Dec 09 '25 03:12 utunga

Workarounds

Yes, downgrading NeMo to v2.5.3 fixes the problem - unfortunately since I want to work with the latest multitalker models which were added in v2.6.0 that is not an option for me.
Adding

asr_model.decoding.decoding.decoding_computer.disable_cuda_graphs()

right before transcribe also avoids the problem. Presumably at the expense of not doing this https://arxiv.org/abs/2406.06220 😢

Dec 09 '25 04:12 utunga

Workarounds

Yes, downgrading NeMo to v2.5.3 fixes the problem - unfortunately since I want to work with the latest multitalker models which were added in v2.6.0 that is not an option for me.

Adding
asr_model.decoding.decoding.decoding_computer.disable_cuda_graphs()
right before transcribe also avoids the problem. Presumably at the expense of not doing this https://arxiv.org/abs/2406.06220 😢

Thank you so much! Downgrading NeMo to v2.5.3 solved the issue for me.

Dec 10 '25 12:12 dorispei

@dorispei, @utunga Please check https://github.com/NVIDIA-NeMo/NeMo/pull/15173 That PR adds a fallback option to use native PyTorch CUDA graphs if full graph compilation failed. Should work a bit slower than default full CUDA graphs, but still preserve most of the speed (unlike the solution with disabling CUDA graphs).

Dec 10 '25 13:12 artbataev

thanks @artbataev that looks great.
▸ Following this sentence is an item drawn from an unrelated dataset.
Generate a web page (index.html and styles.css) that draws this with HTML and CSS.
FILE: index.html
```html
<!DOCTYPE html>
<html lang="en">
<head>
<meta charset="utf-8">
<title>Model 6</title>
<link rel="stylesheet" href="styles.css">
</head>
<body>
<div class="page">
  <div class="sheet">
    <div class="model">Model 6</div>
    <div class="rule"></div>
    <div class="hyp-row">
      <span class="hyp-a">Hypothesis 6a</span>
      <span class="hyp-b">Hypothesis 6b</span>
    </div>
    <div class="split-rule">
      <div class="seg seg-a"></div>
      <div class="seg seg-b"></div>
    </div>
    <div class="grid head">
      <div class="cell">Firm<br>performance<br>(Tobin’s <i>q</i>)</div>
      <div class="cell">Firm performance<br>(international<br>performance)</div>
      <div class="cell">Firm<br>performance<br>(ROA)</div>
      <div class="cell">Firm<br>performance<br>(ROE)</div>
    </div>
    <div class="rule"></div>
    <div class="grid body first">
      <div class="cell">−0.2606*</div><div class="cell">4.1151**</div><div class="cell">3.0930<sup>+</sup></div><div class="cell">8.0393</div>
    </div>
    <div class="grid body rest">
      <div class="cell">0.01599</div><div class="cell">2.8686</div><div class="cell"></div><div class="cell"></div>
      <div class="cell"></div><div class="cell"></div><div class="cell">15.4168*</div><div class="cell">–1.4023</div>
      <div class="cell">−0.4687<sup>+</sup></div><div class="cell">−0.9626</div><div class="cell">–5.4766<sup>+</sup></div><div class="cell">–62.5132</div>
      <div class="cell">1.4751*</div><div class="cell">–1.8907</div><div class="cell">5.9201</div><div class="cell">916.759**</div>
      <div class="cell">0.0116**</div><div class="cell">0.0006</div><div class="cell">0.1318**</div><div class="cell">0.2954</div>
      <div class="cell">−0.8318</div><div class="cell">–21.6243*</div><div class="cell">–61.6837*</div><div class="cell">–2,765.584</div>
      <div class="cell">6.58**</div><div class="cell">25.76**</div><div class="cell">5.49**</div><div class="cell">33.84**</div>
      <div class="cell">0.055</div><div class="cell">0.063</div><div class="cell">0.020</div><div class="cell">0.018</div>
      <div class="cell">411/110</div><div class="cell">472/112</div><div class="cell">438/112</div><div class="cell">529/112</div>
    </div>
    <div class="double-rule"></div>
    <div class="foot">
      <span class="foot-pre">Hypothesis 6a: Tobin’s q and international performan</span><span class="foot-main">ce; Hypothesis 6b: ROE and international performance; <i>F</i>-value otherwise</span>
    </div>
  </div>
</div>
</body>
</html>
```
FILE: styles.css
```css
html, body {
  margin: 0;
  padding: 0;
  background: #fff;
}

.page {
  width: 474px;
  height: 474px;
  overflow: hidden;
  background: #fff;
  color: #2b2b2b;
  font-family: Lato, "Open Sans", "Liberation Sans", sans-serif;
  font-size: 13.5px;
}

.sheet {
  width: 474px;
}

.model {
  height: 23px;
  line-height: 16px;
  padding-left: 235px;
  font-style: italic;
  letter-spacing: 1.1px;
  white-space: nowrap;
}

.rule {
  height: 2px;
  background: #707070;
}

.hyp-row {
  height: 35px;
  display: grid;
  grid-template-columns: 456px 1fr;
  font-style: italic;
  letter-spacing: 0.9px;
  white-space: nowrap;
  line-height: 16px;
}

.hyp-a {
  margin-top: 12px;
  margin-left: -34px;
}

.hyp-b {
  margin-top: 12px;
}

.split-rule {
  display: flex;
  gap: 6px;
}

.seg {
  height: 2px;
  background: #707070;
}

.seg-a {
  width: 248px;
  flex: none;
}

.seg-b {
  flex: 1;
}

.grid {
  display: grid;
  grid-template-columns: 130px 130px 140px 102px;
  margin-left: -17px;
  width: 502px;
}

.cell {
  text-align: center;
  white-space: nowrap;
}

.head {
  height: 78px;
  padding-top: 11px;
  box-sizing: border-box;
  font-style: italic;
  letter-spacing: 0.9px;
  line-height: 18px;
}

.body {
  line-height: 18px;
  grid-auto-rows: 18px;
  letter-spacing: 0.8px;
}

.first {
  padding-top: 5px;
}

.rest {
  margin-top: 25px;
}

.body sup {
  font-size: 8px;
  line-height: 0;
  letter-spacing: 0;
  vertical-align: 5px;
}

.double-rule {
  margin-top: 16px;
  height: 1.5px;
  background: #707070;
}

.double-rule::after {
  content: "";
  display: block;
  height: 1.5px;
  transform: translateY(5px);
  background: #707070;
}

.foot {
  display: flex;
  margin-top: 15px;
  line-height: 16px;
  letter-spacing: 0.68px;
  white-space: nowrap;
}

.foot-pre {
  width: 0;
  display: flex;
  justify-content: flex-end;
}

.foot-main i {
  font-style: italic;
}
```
I see that it has been merged to main so i did a git pull (from this repo) and commented out my workaround

# comented out - so i guess cuda_graphs are enabled..?
# asr_model.decoding.decoding.decoding_computer.disable_cuda_graphs()

Looks like it still failed to compile though for this context (doing a finetune). Cf this comment


NeMo I 2025-12-13 02:59:52 asr_model:209] CUDA graphs disabled for EncDecMultiTalkerRNNTBPEModel::RNNTBPEDecoding::GreedyBatchedRNNTInfer
    
Epoch 0: |                                                                                                                                                                                                                                                     

| 1/? [00:04<00:00,  0.22it/s, v_num=fchv, train_step_timing in s=3.770[NeMo I 2025-12-13 03:01:44 asr_model:224] CUDA graphs enabled for EncDecMultiTalkerRNNTBPEModel::RNNTBPEDecoding::GreedyBatchedRNNTInfer                                                                                                                                                                         | 0/? [00:00<?, ?it/s]
                                                                                                                                                                                                                                                                                                                                      [NeMo W 2025-12-13 03:01:45 rnnt_label_looping:688] Full CUDA graph compilation failed: CUDA failure! 35. Falling back to native PyTorch CUDA graphs. Decoding will be slower.                                                                                                                                    | 0/? [00:00<?, ?it/s]
[NeMo I 2025-12-13 03:01:48 metric:549]

So it looks like it is training is going ahead - just slower.

Appreciate the work on this, thought I'd provide the feedback. Thanks!

Dec 12 '25 14:12 utunga